**THE REQUEST**
Output the material below unchanged, apart from leaving out the pictures.
★ ★ ★ ★ ★
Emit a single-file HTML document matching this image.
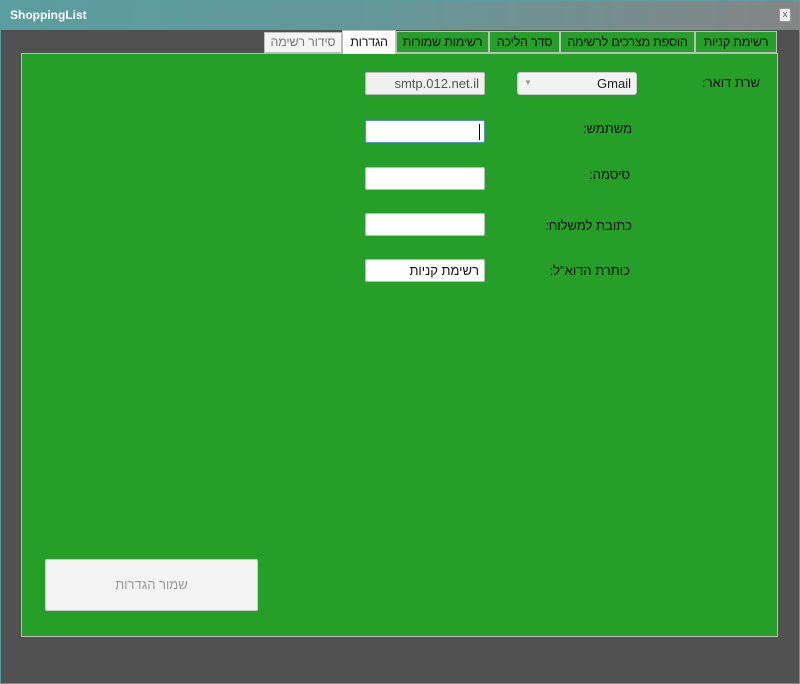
<!DOCTYPE html>
<html><head><meta charset="utf-8"><style>
*{box-sizing:border-box;margin:0;padding:0}
body{width:800px;height:684px;background:#515151;font-family:"Liberation Sans","Noto Sans CJK SC",sans-serif;font-size:13px;position:relative;overflow:hidden}
.frame{position:absolute;left:0;top:0;width:800px;height:684px;border:1px solid #5c9c9e;pointer-events:none}
.title{position:absolute;left:0;top:0;width:800px;height:30px;background:linear-gradient(90deg,#5a9ea0 0%,#63989a 45%,#858585 100%);}
.title b{position:absolute;left:10px;top:8px;color:#fff;font-size:12px}
.x{position:absolute;left:779px;top:8px;width:12px;height:14px;background:#eee;border:1px solid #999;border-radius:2px;font-size:9px;color:#555;text-align:center;line-height:11px}
.tab{position:absolute;top:31px;height:22px;background:#259f27;border:1px solid #bbb;color:#111;font-size:12.5px;text-align:center;line-height:20px;direction:rtl;white-space:nowrap;letter-spacing:-0.2px}
.panel{position:absolute;left:21px;top:53px;width:757px;height:584px;background:#259f27;border:1px solid #bbb}
.lbl{position:absolute;direction:rtl;color:#111;font-size:13px;white-space:nowrap}
.in{position:absolute;left:365px;width:120px;height:23px;background:#fff;border:1px solid #bbb;border-radius:2px;direction:rtl;padding:3px 5px;font-size:13px;color:#111}
</style></head><body>
<div class="title"><b>ShoppingList</b><div class="x">x</div></div>
<div class="tab" style="left:695px;width:82px">רשימת קניות</div>
<div class="tab" style="left:560px;width:135px">הוספת מצרכים לרשימה</div>
<div class="tab" style="left:489px;width:71px">סדר הליכה</div>
<div class="tab" style="left:396px;width:93px">רשימות שמורות</div>
<div class="tab" style="left:264px;width:78px;top:32px;height:21px;background:#f4f4f4;color:#777;line-height:19px">סידור רשימה</div>
<div class="panel"></div>
<div class="tab" style="left:342px;width:54px;top:30px;height:24px;background:#fff;border-bottom:none;line-height:22px">הגדרות</div>
<div class="lbl" style="right:40px;top:75px">שרת דואר:</div>
<div style="position:absolute;left:517px;top:72px;width:120px;height:23px;background:#f2f2f2;border:1px solid #ccc;border-radius:3px;direction:rtl;padding:3px 5px;color:#222">Gmail<span style="position:absolute;left:6px;top:5px;color:#999;font-size:8px">▼</span></div>
<div class="in" style="top:72px;background:#f0f0f0;color:#555">smtp.012.net.il</div>
<div class="lbl" style="right:168px;top:121px">משתמש:</div>
<div class="in" style="top:120px;border-color:#5b8fc7"><span style="position:absolute;right:4px;top:3px;width:1px;height:16px;background:#000"></span></div>
<div class="lbl" style="right:170px;top:167px">סיסמה:</div>
<div class="in" style="top:167px"></div>
<div class="lbl" style="right:168px;top:218px">כתובת למשלוח:</div>
<div class="in" style="top:213px"></div>
<div class="lbl" style="right:170px;top:263px">כותרת הדוא"ל:</div>
<div class="in" style="top:259px">רשימת קניות</div>
<div style="position:absolute;left:45px;top:559px;width:213px;height:52px;background:#f3f3f3;border:1px solid #ccc;border-radius:2px;text-align:center;line-height:50px;color:#999;direction:rtl">שמור הגדרות</div>
<div class="frame"></div>
</body></html>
★ ★ ★ ★ ★
**FULL ANSWER**
Emit a single-file HTML document matching this image.
<!DOCTYPE html>
<html><head><meta charset="utf-8"><style>
*{box-sizing:border-box;margin:0;padding:0}
body{width:800px;height:684px;background:#515151;font-family:"Liberation Sans","Noto Sans CJK SC",sans-serif;font-size:13px;position:relative;overflow:hidden}
.frame{position:absolute;left:0;top:0;width:800px;height:684px;border:1px solid #5c9c9e;pointer-events:none}
.title{position:absolute;left:0;top:0;width:800px;height:30px;background:linear-gradient(90deg,#5a9ea0 0%,#63989a 45%,#858585 100%);}
.title b{position:absolute;left:10px;top:8px;color:#fff;font-size:12px}
.x{position:absolute;left:779px;top:8px;width:12px;height:14px;background:#eee;border:1px solid #999;border-radius:2px;font-size:9px;color:#555;text-align:center;line-height:11px}
.tab{position:absolute;top:31px;height:22px;background:#259f27;border:1px solid #bbb;color:#111;font-size:12.5px;text-align:center;line-height:20px;direction:rtl;white-space:nowrap;letter-spacing:-0.2px}
.panel{position:absolute;left:21px;top:53px;width:757px;height:584px;background:#259f27;border:1px solid #bbb}
.lbl{position:absolute;direction:rtl;color:#111;font-size:13px;white-space:nowrap}
.in{position:absolute;left:365px;width:120px;height:23px;background:#fff;border:1px solid #bbb;border-radius:2px;direction:rtl;padding:3px 5px;font-size:13px;color:#111}
</style></head><body>
<div class="title"><b>ShoppingList</b><div class="x">x</div></div>
<div class="tab" style="left:695px;width:82px">רשימת קניות</div>
<div class="tab" style="left:560px;width:135px">הוספת מצרכים לרשימה</div>
<div class="tab" style="left:489px;width:71px">סדר הליכה</div>
<div class="tab" style="left:396px;width:93px">רשימות שמורות</div>
<div class="tab" style="left:264px;width:78px;top:32px;height:21px;background:#f4f4f4;color:#777;line-height:19px">סידור רשימה</div>
<div class="panel"></div>
<div class="tab" style="left:342px;width:54px;top:30px;height:24px;background:#fff;border-bottom:none;line-height:22px">הגדרות</div>
<div class="lbl" style="right:40px;top:75px">שרת דואר:</div>
<div style="position:absolute;left:517px;top:72px;width:120px;height:23px;background:#f2f2f2;border:1px solid #ccc;border-radius:3px;direction:rtl;padding:3px 5px;color:#222">Gmail<span style="position:absolute;left:6px;top:5px;color:#999;font-size:8px">▼</span></div>
<div class="in" style="top:72px;background:#f0f0f0;color:#555">smtp.012.net.il</div>
<div class="lbl" style="right:168px;top:121px">משתמש:</div>
<div class="in" style="top:120px;border-color:#5b8fc7"><span style="position:absolute;right:4px;top:3px;width:1px;height:16px;background:#000"></span></div>
<div class="lbl" style="right:170px;top:167px">סיסמה:</div>
<div class="in" style="top:167px"></div>
<div class="lbl" style="right:168px;top:218px">כתובת למשלוח:</div>
<div class="in" style="top:213px"></div>
<div class="lbl" style="right:170px;top:263px">כותרת הדוא"ל:</div>
<div class="in" style="top:259px">רשימת קניות</div>
<div style="position:absolute;left:45px;top:559px;width:213px;height:52px;background:#f3f3f3;border:1px solid #ccc;border-radius:2px;text-align:center;line-height:50px;color:#999;direction:rtl">שמור הגדרות</div>
<div class="frame"></div>
</body></html>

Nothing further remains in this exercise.